Naname de Magic! is a 1994 Japan-exclusive puzzle arcade game. It plays similar to Hebereke no Popoon. Like Super Puzzle Fighter 2 Turbo, the characters are super-deformed (with the first boss looking very similar to Wolfgang Krauser of the Fatal Fury series) with an exception of some of the bosses in the final stages. Another reason it links to this Capcom game, a special system is activated to defeat an opponent. One would have to stack the element icons diagonally to attack the opponent, unlike to its comparing counterpart.

Availability
The cabinet version is extremely rare. It is still playable through MAME or similar emulators.

Characters
Frain - Element: Fire
Once a player has inserted their coins for story mode, they have to play as Frain.
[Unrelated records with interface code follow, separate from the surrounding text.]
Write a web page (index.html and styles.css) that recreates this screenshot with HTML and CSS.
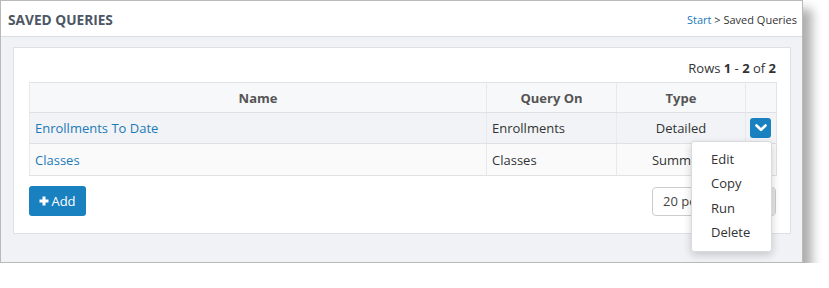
FILE: index.html
```html
<!DOCTYPE html>
<html>
<head>
<meta charset="utf-8">
<link rel="stylesheet" href="styles.css">
</head>
<body>
<div class="frame">
  <div class="header">
    <h1 class="title">SAVED QUERIES</h1>
    <div class="crumbs"><a class="link" href="#">Start</a> &gt; Saved Queries</div>
  </div>
  <div class="content">
    <div class="card">
      <div class="rowcount">Rows <b>1</b> - <b>2</b> of <b>2</b></div>
      <table class="grid">
        <colgroup>
          <col class="c-name">
          <col class="c-on">
          <col class="c-type">
          <col class="c-act">
        </colgroup>
        <thead>
          <tr>
            <th>Name</th>
            <th>Query On</th>
            <th>Type</th>
            <th></th>
          </tr>
        </thead>
        <tbody>
          <tr class="hover">
            <td><a class="link" href="#">Enrollments To Date</a></td>
            <td>Enrollments</td>
            <td class="center">Detailed</td>
            <td class="act">
              <div class="actwrap">
                <span class="chev"><svg width="12" height="8" viewBox="0 0 12 8"><path d="M1.5 1.5 L6 5.8 L10.5 1.5" fill="none" stroke="#fff" stroke-width="2.6" stroke-linecap="round" stroke-linejoin="round"/></svg></span>
                <ul class="menu">
                  <li>Edit</li>
                  <li>Copy</li>
                  <li>Run</li>
                  <li>Delete</li>
                </ul>
              </div>
            </td>
          </tr>
          <tr class="second">
            <td><a class="link" href="#">Classes</a></td>
            <td>Classes</td>
            <td class="center">Summary</td>
            <td></td>
          </tr>
        </tbody>
      </table>
      <div class="footer">
        <button class="btn"><svg width="10" height="10" viewBox="0 0 10 10"><path d="M5 0.5 V9.5 M0.5 5 H9.5" stroke="#fff" stroke-width="3"/></svg>Add</button>
        <div class="select"><span class="selval">20 per page</span><span class="selarrow"></span></div>
      </div>
    </div>
  </div>
</div>
</body>
</html>
```

FILE: styles.css
```css
html, body {
  margin: 0;
  padding: 0;
  background: #fff;
}
body {
  font-family: "Open Sans", "Noto Sans", sans-serif;
  font-size: 13px;
  color: #333;
}
.frame {
  width: 801px;
  height: 261px;
  border: 1px solid #b9b9b9;
  background: #f1f2f5;
  box-shadow: 9px 9px 10px rgba(0, 0, 0, 0.32);
}
.header {
  height: 35px;
  background: #fff;
  border-bottom: 1px solid #dadde1;
  display: flex;
  align-items: center;
  justify-content: space-between;
  padding: 0 5px 0 7px;
}
.title {
  margin: 0;
  font-size: 13.7px;
  font-weight: 700;
  color: #4d5664;
  padding-top: 1px;
}
.crumbs {
  font-size: 11px;
  color: #333;
  padding-top: 2px;
}
.link {
  color: #1d7ab8;
  text-decoration: none;
}
.content {
  padding: 10px 11px 0 12px;
}
.card {
  background: #fff;
  border: 1px solid #dde0e4;
  padding: 0 14px 0 15px;
  box-sizing: border-box;
  height: 187px;
}
.rowcount {
  text-align: right;
  padding-top: 11px;
  height: 23px;
  font-size: 13px;
  color: #333;
}
.rowcount b {
  font-weight: 700;
}
.grid {
  width: 747px;
  border-collapse: collapse;
  table-layout: fixed;
  border: 1px solid #e1e3e6;
}
.c-name { width: 457px; }
.c-on { width: 130px; }
.c-type { width: 129px; }
.c-act { width: 31px; }
.grid th {
  background: #f7f8f9;
  font-weight: 700;
  color: #555;
  height: 29px;
  text-align: center;
  border-left: 1px solid #e8e9eb;
  border-bottom: 1px solid #dfe1e4;
  padding: 0;
}
.grid td {
  height: 30px;
  padding: 0 5px;
  border-left: 1px solid #e8e9eb;
  border-bottom: 1px solid #dfe1e4;
  background: #fafafb;
  white-space: nowrap;
}
.grid tr.second td {
  height: 31px;
}
.grid tr.hover td {
  background: #f1f3f6;
}
.center { text-align: center; }
.actwrap {
  position: relative;
  height: 20px;
}
.chev {
  position: absolute;
  left: -1px;
  top: 0;
  width: 21px;
  height: 20px;
  background: #1a81c0;
  border-radius: 3px;
  display: flex;
  align-items: center;
  justify-content: center;
}
.menu {
  position: absolute;
  top: 23px;
  left: -60px;
  width: 79px;
  margin: 0;
  padding: 5px 0 6px;
  list-style: none;
  background: #fff;
  border: 1px solid #d8dadd;
  border-radius: 3px;
  box-shadow: 0 3px 8px rgba(0, 0, 0, 0.18);
  z-index: 5;
}
.menu li {
  height: 24.4px;
  line-height: 24px;
  padding-left: 19px;
  color: #333;
  font-size: 13px;
}
.footer {
  display: flex;
  justify-content: space-between;
  align-items: center;
  margin-top: 10px;
}
.btn {
  width: 57px;
  height: 30px;
  background: #1a81c0;
  border: none;
  border-radius: 3px;
  color: #fff;
  font-family: "Open Sans", "Noto Sans", sans-serif;
  font-size: 13px;
  display: flex;
  align-items: center;
  justify-content: center;
  gap: 2px;
  padding: 0 0 1px 0;
}
.select {
  width: 124px;
  height: 29px;
  border: 1px solid #ccc;
  border-radius: 4px;
  box-sizing: border-box;
  display: flex;
  align-items: center;
  overflow: hidden;
}
.selval {
  flex: 1;
  padding-left: 10px;
  font-size: 13px;
  color: #444;
}
.selarrow {
  width: 5px;
  height: 100%;
  background: #e6e6e6;
}
```
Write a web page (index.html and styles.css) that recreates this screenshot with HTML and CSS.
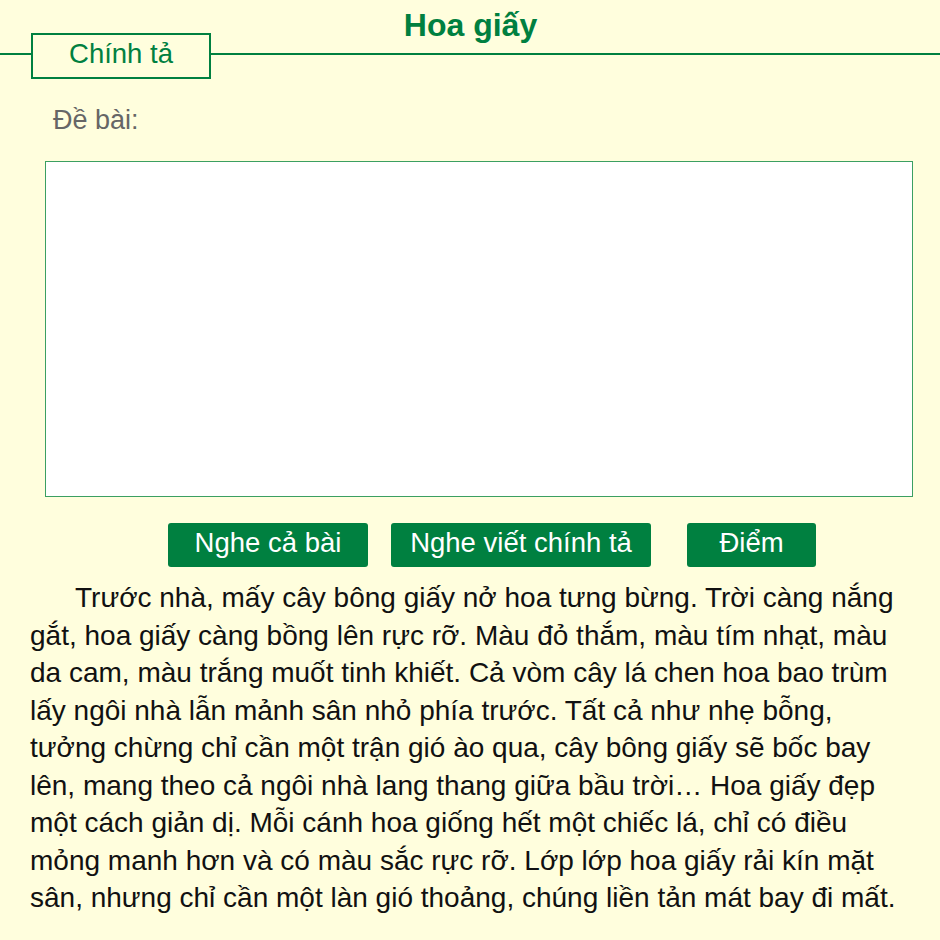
FILE: index.html
```html
<!DOCTYPE html>
<html lang="vi">
<head>
    <meta charset="UTF-8">
    <meta name="viewport" content="width=device-width, initial-scale=1.0">
    <title>Hoa giấy</title>
    <link rel="stylesheet" href="styles.css">
</head>
<body>
    <div class="header">
        <h1>Hoa giấy</h1>
        <div class="rule">
            <span class="tag">Chính tả</span>
        </div>
    </div>

    <div class="task">Đề bài:</div>
    <textarea class="answer"></textarea>

    <div class="actions">
        <button class="btn btn-listen">Nghe cả bài</button>
        <button class="btn btn-dictate">Nghe viết chính tả</button>
        <button class="btn btn-score">Điểm</button>
    </div>

    <p class="passage">Trước nhà, mấy cây bông giấy nở hoa tưng bừng. Trời càng nắng gắt, hoa giấy càng bồng lên rực rỡ. Màu đỏ thắm, màu tím nhạt, màu da cam, màu trắng muốt tinh khiết. Cả vòm cây lá chen hoa bao trùm lấy ngôi nhà lẫn mảnh sân nhỏ phía trước. Tất cả như nhẹ bỗng, tưởng chừng chỉ cần một trận gió ào qua, cây bông giấy sẽ bốc bay lên, mang theo cả ngôi nhà lang thang giữa bầu trời… Hoa giấy đẹp một cách giản dị. Mỗi cánh hoa giống hết một chiếc lá, chỉ có điều mỏng manh hơn và có màu sắc rực rỡ. Lớp lớp hoa giấy rải kín mặt sân, nhưng chỉ cần một làn gió thoảng, chúng liền tản mát bay đi mất.</p>
</body>
</html>
```

FILE: styles.css
```css
body {
    font-family: "Liberation Sans", Arial, sans-serif;
    margin: 0;
    padding: 0;
    background-color: #fffedd; /* светло-кремовый фон */
    color: #111;
}

.header {
    padding-top: 6px;
}

h1 {
    margin: 0;
    text-align: center;
    font-size: 32px;
    line-height: 38px;
    color: #008040;
    padding-left: 1px;
}

.rule {
    position: relative;
    height: 2px;
    margin-top: 9px;
    background-color: #008040;
}

.tag {
    position: absolute;
    left: 31px;
    top: -20px;
    width: 176px;
    height: 42px;
    border: 2px solid #008040;
    background-color: #fffedd;
    color: #008040;
    font-size: 27.5px;
    line-height: 38px;
    text-align: center;
}

.task {
    margin: 50px 0 0 53px;
    font-size: 27px;
    line-height: 30px;
    color: #666;
}

.answer {
    display: block;
    width: 868px;
    height: 336px;
    margin: 26px 0 0 45px;
    border: 1px solid #3b9f62;
    background-color: #fff;
    box-sizing: border-box;
    resize: none;
    outline: none;
}

.actions {
    display: flex;
    gap: 23px;
    margin: 26px 0 0 168px;
}

.btn {
    height: 44px;
    border: none;
    border-radius: 3px;
    background-color: #008040;
    color: #fff;
    font-family: "Liberation Sans", Arial, sans-serif;
    font-size: 27.5px;
    padding: 0 0 4px;
    cursor: pointer;
}

.btn-listen { width: 200px; }
.btn-dictate { width: 260px; }
.btn-score { width: 129px; margin-left: 13px; }

.passage {
    margin: 12px 0 0 30px;
    width: 876px;
    font-size: 28px;
    line-height: 37.5px;
    text-indent: 45px;
}
```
One day, there is panic in a nearby village, and Frain is trying to find out what's going on. Rei tells Frain that someone took Elena and she must be brought back to safety.
 
These characters are only playable in versus mode:
Rei - Element: Wind
Sala - Element: Water
Dio - Element: Plant
Datta - Element: Earth
Elena - Element: Light

These characters appear in story mode, but are not playable:
Burn - Element: Fire
Kein - Element: Plant
Aria - Element: Water
Goras - Element: Earth
Garam - Element: Wind
D-Frain - Element: Fire
Guru - Element: Dark
The main villain of the story. He kidnapped Elena, and brainwashed her to fight Frain late into the game. Fortunately, Frain is able to save her and defeat Guru.

Legacy
A non-Japanese player wouldn't know how to play the game without viewing the tutorial in attraction mode.